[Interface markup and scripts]
☆ ☆ ☆ ☆ ☆

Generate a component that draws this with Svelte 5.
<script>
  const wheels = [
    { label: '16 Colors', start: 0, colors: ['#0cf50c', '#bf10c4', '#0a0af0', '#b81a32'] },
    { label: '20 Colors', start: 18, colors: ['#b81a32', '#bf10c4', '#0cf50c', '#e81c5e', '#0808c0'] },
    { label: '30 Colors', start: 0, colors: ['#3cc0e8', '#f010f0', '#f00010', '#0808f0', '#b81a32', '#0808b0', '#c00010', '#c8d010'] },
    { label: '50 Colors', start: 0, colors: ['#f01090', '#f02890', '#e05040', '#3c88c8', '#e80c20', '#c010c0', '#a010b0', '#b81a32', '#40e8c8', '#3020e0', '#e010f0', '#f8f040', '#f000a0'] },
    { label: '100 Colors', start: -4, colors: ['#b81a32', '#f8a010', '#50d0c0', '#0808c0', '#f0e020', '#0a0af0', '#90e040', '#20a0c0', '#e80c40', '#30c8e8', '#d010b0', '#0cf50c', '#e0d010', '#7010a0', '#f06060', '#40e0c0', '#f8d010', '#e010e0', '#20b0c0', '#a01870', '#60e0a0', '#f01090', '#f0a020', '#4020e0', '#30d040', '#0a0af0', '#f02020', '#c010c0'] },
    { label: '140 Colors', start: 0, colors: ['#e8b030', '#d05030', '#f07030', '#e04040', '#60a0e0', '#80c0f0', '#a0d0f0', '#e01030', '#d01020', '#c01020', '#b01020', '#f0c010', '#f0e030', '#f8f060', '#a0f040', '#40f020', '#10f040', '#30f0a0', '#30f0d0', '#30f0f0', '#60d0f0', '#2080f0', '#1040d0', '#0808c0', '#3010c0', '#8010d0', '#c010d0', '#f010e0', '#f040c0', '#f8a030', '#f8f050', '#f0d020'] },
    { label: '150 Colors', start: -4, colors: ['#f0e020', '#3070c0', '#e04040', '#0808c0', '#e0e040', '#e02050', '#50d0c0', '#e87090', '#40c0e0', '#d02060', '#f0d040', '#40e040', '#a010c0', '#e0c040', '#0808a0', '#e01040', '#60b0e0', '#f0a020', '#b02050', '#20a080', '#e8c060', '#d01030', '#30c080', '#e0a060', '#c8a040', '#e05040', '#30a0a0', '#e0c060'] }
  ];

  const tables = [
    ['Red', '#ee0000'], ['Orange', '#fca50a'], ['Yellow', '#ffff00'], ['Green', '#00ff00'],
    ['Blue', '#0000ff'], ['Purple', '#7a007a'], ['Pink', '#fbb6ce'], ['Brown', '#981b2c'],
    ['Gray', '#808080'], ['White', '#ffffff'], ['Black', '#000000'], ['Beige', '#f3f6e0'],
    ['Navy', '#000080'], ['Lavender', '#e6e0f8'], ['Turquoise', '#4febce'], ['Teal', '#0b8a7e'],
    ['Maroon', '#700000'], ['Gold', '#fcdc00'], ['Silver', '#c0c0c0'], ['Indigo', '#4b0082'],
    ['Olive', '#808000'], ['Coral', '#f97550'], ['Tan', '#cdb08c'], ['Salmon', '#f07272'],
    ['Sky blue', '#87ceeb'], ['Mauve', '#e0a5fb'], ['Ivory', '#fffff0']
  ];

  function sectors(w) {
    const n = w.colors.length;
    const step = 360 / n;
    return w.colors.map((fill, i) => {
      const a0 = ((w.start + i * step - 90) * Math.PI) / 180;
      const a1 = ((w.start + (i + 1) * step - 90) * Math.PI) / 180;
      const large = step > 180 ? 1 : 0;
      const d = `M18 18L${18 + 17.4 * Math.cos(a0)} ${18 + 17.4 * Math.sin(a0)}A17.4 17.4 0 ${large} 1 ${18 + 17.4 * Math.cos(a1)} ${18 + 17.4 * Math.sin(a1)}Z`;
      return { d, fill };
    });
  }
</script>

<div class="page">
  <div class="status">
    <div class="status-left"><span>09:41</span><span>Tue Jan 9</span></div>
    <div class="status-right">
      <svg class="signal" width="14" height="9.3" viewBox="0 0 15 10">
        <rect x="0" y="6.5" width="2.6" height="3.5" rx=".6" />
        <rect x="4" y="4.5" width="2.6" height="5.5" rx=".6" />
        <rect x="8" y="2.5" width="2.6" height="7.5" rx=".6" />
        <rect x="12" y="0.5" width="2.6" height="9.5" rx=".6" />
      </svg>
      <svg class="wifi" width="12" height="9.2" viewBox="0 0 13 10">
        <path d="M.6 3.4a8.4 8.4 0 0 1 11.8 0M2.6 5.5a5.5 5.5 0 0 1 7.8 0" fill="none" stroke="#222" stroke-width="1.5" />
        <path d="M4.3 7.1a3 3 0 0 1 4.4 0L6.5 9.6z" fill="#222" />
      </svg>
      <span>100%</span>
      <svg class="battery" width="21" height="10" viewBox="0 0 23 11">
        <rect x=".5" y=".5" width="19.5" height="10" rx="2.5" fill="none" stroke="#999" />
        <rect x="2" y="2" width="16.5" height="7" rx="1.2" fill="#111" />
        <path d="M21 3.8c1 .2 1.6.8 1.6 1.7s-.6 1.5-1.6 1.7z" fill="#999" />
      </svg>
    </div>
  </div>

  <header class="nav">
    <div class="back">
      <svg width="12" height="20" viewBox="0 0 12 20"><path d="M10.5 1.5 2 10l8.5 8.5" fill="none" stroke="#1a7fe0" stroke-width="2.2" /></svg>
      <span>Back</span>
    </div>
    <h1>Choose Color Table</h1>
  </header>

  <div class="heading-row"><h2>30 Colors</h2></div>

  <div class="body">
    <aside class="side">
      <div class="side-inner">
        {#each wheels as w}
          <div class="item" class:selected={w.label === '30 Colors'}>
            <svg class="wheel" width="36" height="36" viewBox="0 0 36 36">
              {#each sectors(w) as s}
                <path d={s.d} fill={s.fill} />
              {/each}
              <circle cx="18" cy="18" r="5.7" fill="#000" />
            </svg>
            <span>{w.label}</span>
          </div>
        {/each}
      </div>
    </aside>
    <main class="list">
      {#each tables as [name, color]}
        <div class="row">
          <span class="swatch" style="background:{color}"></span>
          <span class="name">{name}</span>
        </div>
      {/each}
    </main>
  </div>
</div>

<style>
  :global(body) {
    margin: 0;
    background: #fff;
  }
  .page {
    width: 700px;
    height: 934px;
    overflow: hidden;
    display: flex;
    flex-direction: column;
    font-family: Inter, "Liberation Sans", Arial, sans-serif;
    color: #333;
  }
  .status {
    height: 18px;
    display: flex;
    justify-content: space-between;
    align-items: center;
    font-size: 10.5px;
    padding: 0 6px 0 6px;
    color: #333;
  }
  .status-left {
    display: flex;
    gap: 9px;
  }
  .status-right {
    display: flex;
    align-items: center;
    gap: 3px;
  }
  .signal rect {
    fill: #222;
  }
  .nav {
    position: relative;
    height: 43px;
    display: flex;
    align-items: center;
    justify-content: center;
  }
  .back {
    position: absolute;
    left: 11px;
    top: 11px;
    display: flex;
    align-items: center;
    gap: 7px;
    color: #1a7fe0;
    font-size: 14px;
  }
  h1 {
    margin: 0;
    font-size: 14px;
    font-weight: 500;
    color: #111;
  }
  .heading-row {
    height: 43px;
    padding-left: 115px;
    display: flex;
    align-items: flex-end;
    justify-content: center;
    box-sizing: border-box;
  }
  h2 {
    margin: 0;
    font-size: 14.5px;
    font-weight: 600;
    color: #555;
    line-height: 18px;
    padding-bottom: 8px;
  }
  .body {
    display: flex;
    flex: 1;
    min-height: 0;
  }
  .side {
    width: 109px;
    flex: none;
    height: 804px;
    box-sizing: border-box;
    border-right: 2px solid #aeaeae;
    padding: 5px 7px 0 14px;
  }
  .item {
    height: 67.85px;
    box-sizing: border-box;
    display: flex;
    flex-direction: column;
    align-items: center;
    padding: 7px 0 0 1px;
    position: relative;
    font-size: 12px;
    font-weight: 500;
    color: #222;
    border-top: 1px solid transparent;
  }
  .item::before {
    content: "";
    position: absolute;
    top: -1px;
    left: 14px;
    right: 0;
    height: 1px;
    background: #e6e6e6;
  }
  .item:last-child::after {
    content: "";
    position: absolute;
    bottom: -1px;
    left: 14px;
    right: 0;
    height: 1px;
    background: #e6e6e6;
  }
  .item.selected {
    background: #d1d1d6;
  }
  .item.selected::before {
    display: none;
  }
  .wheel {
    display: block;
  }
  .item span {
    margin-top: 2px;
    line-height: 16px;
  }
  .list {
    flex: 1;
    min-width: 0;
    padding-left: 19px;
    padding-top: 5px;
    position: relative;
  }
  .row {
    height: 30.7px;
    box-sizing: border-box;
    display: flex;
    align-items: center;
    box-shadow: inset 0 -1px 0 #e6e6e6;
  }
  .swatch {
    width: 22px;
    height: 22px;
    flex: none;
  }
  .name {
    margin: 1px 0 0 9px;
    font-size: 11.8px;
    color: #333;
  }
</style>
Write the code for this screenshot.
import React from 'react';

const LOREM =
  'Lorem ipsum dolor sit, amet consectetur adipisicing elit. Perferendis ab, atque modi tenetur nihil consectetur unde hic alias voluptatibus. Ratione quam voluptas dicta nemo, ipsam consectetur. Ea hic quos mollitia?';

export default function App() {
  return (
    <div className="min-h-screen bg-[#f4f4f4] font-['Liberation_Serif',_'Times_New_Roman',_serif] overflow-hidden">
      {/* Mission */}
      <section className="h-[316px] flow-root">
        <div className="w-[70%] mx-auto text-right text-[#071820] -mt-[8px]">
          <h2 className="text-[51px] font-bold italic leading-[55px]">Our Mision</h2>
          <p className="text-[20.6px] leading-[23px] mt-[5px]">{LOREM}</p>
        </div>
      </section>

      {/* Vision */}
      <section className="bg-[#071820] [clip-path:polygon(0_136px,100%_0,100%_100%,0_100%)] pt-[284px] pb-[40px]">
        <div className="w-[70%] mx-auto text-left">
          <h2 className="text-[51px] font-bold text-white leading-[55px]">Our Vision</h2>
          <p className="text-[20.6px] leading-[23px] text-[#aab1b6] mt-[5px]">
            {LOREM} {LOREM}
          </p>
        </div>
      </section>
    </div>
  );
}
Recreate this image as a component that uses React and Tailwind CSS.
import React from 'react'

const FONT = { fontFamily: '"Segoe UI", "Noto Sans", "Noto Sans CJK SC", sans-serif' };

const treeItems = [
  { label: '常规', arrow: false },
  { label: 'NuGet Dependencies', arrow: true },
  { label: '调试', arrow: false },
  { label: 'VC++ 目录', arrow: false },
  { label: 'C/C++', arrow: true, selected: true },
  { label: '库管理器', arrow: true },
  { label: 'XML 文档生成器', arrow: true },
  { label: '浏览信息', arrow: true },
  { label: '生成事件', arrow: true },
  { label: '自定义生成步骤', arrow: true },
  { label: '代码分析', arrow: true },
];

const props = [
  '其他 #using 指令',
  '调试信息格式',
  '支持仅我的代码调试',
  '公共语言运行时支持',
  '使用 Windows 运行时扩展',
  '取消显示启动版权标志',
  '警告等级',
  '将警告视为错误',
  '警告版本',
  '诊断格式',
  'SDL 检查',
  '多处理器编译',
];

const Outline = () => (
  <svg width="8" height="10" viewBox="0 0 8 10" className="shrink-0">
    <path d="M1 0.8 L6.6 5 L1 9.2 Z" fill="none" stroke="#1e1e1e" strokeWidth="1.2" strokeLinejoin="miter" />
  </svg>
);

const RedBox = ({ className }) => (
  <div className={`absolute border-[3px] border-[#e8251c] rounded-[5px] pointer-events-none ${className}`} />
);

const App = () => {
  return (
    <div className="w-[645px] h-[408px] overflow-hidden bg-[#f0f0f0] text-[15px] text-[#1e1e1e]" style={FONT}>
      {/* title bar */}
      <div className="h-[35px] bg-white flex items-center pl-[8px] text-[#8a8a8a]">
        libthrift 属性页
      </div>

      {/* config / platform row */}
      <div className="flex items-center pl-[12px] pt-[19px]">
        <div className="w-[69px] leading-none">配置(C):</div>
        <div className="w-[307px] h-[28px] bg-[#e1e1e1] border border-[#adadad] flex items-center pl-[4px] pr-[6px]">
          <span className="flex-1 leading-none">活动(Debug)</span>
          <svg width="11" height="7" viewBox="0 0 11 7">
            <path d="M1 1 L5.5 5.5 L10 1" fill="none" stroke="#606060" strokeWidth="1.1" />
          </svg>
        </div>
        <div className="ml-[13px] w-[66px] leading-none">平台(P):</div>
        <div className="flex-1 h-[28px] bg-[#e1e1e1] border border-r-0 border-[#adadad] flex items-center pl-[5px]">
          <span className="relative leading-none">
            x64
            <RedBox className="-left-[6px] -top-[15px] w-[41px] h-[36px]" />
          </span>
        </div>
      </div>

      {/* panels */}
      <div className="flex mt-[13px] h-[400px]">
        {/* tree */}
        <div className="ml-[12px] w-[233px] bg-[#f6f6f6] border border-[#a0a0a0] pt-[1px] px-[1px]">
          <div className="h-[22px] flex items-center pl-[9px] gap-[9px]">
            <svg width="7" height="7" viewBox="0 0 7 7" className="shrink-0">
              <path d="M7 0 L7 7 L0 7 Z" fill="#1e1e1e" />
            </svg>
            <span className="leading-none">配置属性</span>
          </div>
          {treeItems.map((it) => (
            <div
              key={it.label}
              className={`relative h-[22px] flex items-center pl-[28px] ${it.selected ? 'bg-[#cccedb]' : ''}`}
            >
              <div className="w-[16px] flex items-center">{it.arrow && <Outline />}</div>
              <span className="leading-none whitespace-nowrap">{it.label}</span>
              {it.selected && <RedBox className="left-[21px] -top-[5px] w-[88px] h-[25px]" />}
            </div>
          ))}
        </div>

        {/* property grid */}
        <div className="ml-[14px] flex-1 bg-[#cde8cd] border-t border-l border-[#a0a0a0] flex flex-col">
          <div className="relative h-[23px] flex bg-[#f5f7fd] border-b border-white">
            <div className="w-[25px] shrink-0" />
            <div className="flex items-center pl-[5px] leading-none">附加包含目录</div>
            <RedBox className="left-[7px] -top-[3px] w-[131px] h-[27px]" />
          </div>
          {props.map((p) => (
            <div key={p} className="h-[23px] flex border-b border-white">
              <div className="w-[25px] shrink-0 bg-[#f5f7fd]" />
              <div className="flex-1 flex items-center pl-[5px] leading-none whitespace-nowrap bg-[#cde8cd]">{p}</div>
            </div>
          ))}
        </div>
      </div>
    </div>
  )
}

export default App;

☆ ☆ ☆ ☆ ☆

Would you quote everything above from the line containing "Write the code for this screenshot." down to the line containing "hic quos mollitia?';"? Include both of those lines and nothing else.

● **EXPECTED ANSWER**
Write the code for this screenshot.
import React from 'react';

const LOREM =
  'Lorem ipsum dolor sit, amet consectetur adipisicing elit. Perferendis ab, atque modi tenetur nihil consectetur unde hic alias voluptatibus. Ratione quam voluptas dicta nemo, ipsam consectetur. Ea hic quos mollitia?';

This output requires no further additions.